Gather the lines that hold the string "code".
-- BEGIN Excerpted data --
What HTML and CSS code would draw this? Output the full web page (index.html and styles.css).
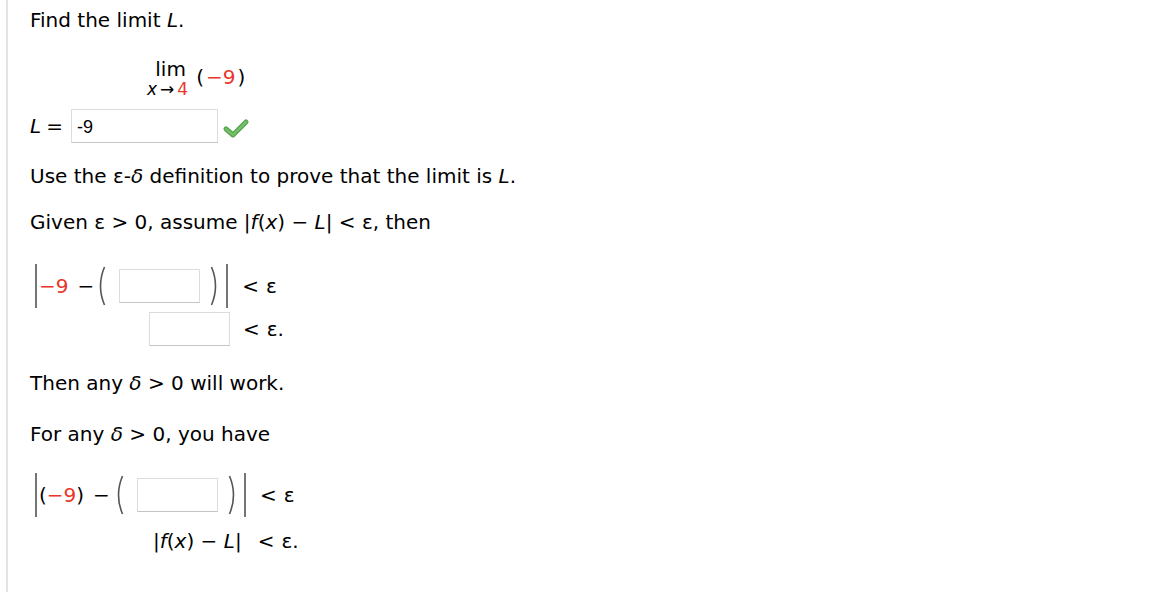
-- END Excerpted data --
-- BEGIN Excerpted data --
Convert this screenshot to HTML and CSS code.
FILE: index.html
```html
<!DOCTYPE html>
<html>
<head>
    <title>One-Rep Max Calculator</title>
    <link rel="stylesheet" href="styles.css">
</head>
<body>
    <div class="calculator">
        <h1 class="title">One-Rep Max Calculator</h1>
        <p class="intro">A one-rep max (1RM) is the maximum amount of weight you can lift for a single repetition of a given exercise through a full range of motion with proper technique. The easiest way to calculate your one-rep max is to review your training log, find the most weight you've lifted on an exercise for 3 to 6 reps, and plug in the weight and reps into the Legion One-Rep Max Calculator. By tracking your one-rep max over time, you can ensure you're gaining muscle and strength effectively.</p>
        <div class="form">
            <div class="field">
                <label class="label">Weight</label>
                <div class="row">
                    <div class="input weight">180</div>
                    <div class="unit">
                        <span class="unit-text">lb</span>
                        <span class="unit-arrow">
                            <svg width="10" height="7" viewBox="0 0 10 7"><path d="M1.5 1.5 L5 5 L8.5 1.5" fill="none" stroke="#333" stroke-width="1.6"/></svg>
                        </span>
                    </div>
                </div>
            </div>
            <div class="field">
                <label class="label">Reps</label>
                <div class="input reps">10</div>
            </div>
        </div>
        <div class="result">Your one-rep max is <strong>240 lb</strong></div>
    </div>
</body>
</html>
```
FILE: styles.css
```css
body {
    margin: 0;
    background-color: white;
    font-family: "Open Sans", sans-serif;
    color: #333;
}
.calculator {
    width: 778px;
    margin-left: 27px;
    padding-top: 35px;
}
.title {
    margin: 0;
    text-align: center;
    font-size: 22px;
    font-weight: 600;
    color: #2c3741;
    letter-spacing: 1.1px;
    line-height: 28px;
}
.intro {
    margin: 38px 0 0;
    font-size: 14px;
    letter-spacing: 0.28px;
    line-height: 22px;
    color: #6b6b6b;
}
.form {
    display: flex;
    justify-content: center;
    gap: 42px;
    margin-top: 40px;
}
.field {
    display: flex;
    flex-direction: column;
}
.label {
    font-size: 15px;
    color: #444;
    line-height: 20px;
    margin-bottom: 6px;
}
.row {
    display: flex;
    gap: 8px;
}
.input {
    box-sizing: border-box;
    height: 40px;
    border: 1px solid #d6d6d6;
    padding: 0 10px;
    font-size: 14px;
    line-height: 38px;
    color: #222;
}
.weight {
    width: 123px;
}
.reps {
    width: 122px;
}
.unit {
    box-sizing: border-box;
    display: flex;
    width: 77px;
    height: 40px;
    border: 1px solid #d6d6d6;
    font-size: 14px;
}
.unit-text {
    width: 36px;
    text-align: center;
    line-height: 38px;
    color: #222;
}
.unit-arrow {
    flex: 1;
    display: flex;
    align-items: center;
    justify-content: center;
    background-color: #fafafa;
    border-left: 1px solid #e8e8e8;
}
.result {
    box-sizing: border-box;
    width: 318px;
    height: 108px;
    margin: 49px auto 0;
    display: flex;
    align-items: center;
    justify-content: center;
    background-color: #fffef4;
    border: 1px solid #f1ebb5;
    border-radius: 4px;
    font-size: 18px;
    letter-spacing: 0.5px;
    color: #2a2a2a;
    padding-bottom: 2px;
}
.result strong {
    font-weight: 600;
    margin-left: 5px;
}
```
-- END Excerpted data --
• [Problem solution]
What HTML and CSS code would draw this? Output the full web page (index.html and styles.css).
Convert this screenshot to HTML and CSS code.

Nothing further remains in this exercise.